LONDON, June 13: Dr Ayesha Siddiqa launched her controversial book ‘Military Inc.’ here on Wednesday at the International Institute of Strategic Studies (IISS). She said that perhaps her language was so poor that some of her critics had read more than what she had written and some others could not grasp what she wanted to convey.
The sarcasm was not lost on the audience who responded by a thunderous applause. She said her book was purely an academic exercise and she had at length discuss the idea of military in business all over the world and had used Pakistan as a case study, “I would have been accused of being presumptuous if I had used the case studies of other countries.”
She said she had no problem with ‘Milbus’, the term she uses for military in business when it is purely for the welfare of the military personnel, but according to her, there were a number of other objectives which she found very difficult to defend.
According to her Turkey, Indonesia and Pakistan are countries where the military uses its economic power to acquire political predominance and with the help of this political predominance it further expands its economic interest closing all doors to truly democratic forces to emerge and in the process undermines its own professionalism.
In this, she said, the ruling elite, big business and top civil bureaucracy also colluded with the army as they also benefited from this client and crony style arrangement.
She said in countries like Afghanistan and some in Africa, this economic predominance of the army in both politics and the economy gave rise to war lords.

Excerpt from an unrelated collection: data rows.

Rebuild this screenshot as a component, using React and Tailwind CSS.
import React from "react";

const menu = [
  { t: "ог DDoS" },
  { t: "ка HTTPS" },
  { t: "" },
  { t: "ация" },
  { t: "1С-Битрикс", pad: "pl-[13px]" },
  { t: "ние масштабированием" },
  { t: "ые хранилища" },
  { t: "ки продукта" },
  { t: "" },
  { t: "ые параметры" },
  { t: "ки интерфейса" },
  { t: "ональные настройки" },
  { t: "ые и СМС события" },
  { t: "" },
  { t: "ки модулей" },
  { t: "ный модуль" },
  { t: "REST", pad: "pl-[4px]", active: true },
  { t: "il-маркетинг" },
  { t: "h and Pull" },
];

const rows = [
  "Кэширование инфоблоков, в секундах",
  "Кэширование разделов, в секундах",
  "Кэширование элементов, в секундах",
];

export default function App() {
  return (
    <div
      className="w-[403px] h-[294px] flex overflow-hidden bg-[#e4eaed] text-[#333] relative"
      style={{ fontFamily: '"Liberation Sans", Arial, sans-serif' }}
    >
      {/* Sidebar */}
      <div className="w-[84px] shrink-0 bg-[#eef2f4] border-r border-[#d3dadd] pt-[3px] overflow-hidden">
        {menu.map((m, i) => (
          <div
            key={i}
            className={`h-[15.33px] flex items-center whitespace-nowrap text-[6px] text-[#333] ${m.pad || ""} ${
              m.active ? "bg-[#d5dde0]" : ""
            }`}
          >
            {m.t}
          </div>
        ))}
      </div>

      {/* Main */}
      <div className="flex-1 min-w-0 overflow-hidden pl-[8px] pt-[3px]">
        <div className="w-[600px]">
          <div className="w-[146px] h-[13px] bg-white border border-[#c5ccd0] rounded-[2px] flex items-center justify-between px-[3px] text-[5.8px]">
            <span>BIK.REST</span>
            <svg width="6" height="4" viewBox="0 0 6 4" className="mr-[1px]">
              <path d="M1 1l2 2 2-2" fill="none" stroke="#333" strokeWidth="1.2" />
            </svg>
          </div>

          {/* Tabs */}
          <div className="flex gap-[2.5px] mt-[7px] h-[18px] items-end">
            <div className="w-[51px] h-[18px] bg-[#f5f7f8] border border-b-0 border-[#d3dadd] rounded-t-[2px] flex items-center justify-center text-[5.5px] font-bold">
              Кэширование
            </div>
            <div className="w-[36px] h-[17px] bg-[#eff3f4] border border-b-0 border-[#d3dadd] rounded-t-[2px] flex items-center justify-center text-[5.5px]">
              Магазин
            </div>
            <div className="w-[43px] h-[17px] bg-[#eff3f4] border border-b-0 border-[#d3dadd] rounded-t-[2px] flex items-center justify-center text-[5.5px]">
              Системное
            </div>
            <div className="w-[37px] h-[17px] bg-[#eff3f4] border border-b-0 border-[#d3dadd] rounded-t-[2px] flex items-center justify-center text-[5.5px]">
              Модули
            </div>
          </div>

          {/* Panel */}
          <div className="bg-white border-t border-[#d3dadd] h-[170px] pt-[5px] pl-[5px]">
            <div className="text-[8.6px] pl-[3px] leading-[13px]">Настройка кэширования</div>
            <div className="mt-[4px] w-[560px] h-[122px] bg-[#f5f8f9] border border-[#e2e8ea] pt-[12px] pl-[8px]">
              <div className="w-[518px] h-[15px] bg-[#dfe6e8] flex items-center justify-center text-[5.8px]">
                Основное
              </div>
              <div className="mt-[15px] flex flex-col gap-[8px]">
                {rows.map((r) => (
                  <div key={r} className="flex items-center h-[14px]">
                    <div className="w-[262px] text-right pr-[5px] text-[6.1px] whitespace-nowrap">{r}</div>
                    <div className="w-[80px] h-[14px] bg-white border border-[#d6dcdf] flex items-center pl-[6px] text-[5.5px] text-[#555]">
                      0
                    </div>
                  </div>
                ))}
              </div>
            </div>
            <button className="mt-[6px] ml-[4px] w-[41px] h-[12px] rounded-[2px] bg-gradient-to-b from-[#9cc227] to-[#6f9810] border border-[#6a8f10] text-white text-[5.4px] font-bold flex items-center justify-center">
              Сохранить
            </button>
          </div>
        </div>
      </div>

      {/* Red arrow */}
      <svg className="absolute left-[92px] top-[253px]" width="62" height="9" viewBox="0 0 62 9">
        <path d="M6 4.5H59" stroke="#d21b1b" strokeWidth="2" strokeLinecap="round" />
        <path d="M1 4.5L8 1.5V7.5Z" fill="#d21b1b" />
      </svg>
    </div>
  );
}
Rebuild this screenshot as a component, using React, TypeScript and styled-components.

She said there were many criteria on which to judge the professionalism of an army, “some would say it would depend on how many wars it had won, but other would say how good it is in the drill at the parade ground and some even would claim its performance in UN peace keeping exercises as the right criteria”.
She said her book was not for the masses but for the academicians and she desired an academic debate on her findings rather than attempts to reject it.